# Exercise objective
Please retype the records below exactly, leaving out any pictures.

[Dataset entries]
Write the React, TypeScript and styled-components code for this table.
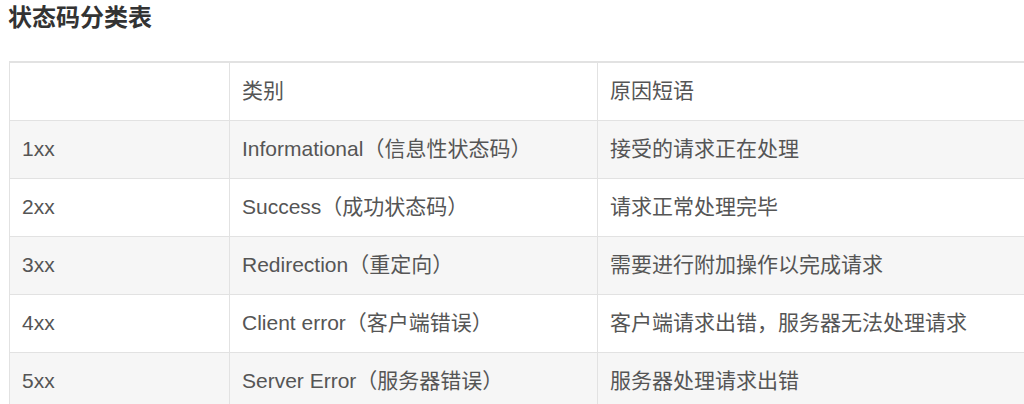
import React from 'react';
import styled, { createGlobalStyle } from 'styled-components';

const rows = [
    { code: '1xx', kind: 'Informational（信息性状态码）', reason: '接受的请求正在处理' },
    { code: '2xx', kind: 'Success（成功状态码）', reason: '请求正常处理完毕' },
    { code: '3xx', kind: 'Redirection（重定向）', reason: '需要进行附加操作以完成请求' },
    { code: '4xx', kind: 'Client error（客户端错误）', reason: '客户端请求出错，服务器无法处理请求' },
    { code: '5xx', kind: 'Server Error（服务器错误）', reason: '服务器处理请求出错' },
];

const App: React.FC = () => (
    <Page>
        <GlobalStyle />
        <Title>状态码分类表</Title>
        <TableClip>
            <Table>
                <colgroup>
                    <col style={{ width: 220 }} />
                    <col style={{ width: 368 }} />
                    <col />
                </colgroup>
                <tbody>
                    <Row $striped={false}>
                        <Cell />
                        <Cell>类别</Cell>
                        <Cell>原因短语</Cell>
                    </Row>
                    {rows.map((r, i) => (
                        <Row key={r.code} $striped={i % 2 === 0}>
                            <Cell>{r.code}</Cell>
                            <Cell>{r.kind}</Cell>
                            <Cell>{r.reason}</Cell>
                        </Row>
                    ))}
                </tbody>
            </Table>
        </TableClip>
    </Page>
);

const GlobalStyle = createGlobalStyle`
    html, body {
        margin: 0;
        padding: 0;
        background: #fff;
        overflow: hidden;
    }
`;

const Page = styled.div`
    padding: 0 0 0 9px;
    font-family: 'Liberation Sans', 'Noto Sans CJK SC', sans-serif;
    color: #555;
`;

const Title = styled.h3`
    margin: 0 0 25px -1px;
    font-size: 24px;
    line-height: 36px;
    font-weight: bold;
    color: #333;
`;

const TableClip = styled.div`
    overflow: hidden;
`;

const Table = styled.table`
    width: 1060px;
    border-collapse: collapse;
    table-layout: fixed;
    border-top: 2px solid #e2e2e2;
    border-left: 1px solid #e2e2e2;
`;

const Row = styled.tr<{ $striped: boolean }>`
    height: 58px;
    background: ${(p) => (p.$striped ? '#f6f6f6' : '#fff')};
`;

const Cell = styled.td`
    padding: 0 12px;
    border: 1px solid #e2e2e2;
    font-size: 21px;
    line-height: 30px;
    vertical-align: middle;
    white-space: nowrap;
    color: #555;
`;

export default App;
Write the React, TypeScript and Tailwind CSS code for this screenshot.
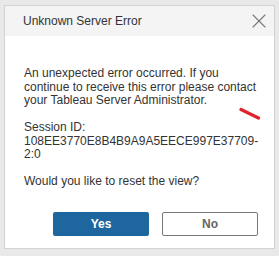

# Solution below
Write the React, TypeScript and styled-components code for this table.
import React from 'react';
import styled, { createGlobalStyle } from 'styled-components';

const rows = [
    { code: '1xx', kind: 'Informational（信息性状态码）', reason: '接受的请求正在处理' },
    { code: '2xx', kind: 'Success（成功状态码）', reason: '请求正常处理完毕' },
    { code: '3xx', kind: 'Redirection（重定向）', reason: '需要进行附加操作以完成请求' },
    { code: '4xx', kind: 'Client error（客户端错误）', reason: '客户端请求出错，服务器无法处理请求' },
    { code: '5xx', kind: 'Server Error（服务器错误）', reason: '服务器处理请求出错' },
];

const App: React.FC = () => (
    <Page>
        <GlobalStyle />
        <Title>状态码分类表</Title>
        <TableClip>
            <Table>
                <colgroup>
                    <col style={{ width: 220 }} />
                    <col style={{ width: 368 }} />
                    <col />
                </colgroup>
                <tbody>
                    <Row $striped={false}>
                        <Cell />
                        <Cell>类别</Cell>
                        <Cell>原因短语</Cell>
                    </Row>
                    {rows.map((r, i) => (
                        <Row key={r.code} $striped={i % 2 === 0}>
                            <Cell>{r.code}</Cell>
                            <Cell>{r.kind}</Cell>
                            <Cell>{r.reason}</Cell>
                        </Row>
                    ))}
                </tbody>
            </Table>
        </TableClip>
    </Page>
);

const GlobalStyle = createGlobalStyle`
    html, body {
        margin: 0;
        padding: 0;
        background: #fff;
        overflow: hidden;
    }
`;

const Page = styled.div`
    padding: 0 0 0 9px;
    font-family: 'Liberation Sans', 'Noto Sans CJK SC', sans-serif;
    color: #555;
`;

const Title = styled.h3`
    margin: 0 0 25px -1px;
    font-size: 24px;
    line-height: 36px;
    font-weight: bold;
    color: #333;
`;

const TableClip = styled.div`
    overflow: hidden;
`;

const Table = styled.table`
    width: 1060px;
    border-collapse: collapse;
    table-layout: fixed;
    border-top: 2px solid #e2e2e2;
    border-left: 1px solid #e2e2e2;
`;

const Row = styled.tr<{ $striped: boolean }>`
    height: 58px;
    background: ${(p) => (p.$striped ? '#f6f6f6' : '#fff')};
`;

const Cell = styled.td`
    padding: 0 12px;
    border: 1px solid #e2e2e2;
    font-size: 21px;
    line-height: 30px;
    vertical-align: middle;
    white-space: nowrap;
    color: #555;
`;

export default App;
Write the React, TypeScript and Tailwind CSS code for this screenshot.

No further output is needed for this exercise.